To be done –
From the listing below, work out how many lines contain "Tailwind". Reply with that number only.

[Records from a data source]
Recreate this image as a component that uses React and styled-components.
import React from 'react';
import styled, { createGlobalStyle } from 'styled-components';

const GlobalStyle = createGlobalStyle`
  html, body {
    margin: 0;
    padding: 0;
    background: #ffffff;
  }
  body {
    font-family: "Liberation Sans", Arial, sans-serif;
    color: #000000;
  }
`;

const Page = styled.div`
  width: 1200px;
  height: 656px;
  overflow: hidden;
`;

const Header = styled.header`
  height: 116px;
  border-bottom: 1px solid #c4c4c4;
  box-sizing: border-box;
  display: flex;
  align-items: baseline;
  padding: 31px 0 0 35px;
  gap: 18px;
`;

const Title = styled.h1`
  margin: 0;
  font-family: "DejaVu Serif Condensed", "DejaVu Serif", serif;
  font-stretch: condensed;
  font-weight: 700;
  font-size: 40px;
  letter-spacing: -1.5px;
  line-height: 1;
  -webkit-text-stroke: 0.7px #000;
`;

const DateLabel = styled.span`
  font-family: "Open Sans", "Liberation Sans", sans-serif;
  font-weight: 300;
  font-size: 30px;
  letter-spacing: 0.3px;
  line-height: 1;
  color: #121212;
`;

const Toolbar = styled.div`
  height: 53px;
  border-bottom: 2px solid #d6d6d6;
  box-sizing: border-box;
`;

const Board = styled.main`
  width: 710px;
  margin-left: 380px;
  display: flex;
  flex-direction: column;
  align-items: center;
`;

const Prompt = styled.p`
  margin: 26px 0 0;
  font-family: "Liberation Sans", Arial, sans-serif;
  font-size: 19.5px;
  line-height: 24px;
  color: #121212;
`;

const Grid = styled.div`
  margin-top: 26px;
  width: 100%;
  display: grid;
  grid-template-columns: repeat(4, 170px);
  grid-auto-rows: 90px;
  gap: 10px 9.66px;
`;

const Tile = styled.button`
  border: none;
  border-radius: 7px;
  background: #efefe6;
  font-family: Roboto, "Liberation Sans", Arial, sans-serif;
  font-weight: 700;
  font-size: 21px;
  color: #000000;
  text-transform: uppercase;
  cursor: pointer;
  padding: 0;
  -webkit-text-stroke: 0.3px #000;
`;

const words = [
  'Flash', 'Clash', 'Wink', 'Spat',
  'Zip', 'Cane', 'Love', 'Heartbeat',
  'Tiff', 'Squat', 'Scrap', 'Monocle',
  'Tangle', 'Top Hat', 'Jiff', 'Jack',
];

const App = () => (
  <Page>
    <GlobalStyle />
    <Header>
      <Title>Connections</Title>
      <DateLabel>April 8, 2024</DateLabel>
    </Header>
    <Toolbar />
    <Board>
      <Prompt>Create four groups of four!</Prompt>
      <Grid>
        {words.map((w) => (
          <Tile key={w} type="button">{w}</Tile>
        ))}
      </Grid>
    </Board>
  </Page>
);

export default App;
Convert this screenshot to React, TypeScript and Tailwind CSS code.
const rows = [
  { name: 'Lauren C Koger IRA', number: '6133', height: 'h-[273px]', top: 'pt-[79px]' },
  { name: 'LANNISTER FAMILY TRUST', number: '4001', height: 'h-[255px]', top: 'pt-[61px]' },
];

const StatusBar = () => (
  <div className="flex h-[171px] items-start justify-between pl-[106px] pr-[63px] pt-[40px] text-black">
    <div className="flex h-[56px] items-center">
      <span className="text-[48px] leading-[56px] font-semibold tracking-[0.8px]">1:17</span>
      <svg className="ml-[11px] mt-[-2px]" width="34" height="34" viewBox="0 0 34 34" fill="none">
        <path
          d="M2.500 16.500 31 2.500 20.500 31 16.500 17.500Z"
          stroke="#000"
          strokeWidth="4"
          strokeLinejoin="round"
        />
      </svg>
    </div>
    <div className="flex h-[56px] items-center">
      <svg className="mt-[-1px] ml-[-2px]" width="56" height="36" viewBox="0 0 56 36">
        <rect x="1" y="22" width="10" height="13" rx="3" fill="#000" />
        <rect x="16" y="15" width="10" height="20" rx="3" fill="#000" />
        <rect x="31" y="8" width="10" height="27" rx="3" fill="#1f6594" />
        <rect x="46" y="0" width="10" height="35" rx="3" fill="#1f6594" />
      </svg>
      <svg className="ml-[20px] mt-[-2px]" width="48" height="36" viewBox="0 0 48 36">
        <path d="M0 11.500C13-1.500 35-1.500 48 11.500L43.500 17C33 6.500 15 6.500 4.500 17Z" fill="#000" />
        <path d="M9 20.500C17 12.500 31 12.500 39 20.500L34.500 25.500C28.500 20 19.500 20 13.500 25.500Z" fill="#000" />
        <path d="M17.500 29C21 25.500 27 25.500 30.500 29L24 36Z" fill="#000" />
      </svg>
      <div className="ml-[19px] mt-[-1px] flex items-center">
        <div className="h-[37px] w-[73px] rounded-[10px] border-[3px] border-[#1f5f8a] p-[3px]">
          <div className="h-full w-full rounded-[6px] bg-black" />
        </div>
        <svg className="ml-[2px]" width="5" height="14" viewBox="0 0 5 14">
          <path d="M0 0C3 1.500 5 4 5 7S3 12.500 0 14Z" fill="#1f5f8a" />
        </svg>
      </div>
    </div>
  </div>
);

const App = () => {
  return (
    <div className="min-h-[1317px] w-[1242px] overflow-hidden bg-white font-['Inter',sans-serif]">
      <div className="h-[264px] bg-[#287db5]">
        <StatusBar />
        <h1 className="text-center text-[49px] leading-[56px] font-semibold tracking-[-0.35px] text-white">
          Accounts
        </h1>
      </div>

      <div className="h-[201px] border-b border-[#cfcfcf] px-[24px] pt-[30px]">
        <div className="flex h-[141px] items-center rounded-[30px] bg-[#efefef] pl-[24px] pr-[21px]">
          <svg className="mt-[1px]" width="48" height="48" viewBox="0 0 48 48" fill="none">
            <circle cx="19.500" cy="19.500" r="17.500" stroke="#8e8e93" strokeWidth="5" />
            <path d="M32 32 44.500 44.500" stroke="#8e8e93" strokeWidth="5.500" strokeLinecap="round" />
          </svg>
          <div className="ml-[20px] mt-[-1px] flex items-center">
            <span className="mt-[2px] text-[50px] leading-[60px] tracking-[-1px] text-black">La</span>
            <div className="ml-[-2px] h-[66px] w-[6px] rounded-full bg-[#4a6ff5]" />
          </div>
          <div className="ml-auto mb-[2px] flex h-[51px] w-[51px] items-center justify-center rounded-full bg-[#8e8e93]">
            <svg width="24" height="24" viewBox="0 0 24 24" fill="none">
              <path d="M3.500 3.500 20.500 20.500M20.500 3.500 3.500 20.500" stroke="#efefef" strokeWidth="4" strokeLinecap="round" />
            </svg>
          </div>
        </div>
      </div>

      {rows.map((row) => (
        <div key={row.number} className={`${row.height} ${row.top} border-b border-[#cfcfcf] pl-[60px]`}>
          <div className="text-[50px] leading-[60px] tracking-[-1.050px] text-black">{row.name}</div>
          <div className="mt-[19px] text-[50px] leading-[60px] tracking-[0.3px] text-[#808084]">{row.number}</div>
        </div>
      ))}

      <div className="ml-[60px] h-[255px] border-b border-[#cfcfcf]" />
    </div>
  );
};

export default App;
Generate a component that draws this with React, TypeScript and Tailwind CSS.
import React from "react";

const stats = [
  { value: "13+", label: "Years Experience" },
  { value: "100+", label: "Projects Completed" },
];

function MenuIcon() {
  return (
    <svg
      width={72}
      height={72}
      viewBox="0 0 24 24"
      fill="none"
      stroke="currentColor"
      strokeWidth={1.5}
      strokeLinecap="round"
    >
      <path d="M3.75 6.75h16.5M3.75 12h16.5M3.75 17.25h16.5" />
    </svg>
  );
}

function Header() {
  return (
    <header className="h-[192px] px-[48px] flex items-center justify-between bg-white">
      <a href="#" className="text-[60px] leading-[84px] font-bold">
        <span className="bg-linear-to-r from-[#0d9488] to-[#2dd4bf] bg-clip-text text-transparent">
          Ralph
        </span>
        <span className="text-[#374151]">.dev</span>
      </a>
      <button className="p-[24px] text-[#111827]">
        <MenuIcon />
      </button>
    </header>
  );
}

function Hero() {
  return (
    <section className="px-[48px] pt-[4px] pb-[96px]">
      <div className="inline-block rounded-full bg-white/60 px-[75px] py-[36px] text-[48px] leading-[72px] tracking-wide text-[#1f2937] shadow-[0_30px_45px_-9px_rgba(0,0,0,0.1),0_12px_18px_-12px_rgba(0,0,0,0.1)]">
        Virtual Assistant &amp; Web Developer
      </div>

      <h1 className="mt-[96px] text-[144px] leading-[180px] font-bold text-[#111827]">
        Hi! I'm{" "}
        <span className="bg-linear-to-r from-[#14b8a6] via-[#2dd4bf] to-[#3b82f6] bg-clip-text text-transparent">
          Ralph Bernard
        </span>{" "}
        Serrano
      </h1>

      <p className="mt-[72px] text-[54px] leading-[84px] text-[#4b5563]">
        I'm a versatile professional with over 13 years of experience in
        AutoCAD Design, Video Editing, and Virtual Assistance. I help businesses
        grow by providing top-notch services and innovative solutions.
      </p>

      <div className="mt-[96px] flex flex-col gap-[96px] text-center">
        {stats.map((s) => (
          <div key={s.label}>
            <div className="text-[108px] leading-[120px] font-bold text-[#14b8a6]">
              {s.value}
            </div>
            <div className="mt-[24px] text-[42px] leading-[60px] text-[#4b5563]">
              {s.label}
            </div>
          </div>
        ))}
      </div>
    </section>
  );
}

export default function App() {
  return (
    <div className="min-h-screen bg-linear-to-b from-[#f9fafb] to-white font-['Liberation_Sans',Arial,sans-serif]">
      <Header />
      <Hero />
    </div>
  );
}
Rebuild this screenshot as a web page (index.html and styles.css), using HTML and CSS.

Answer –
2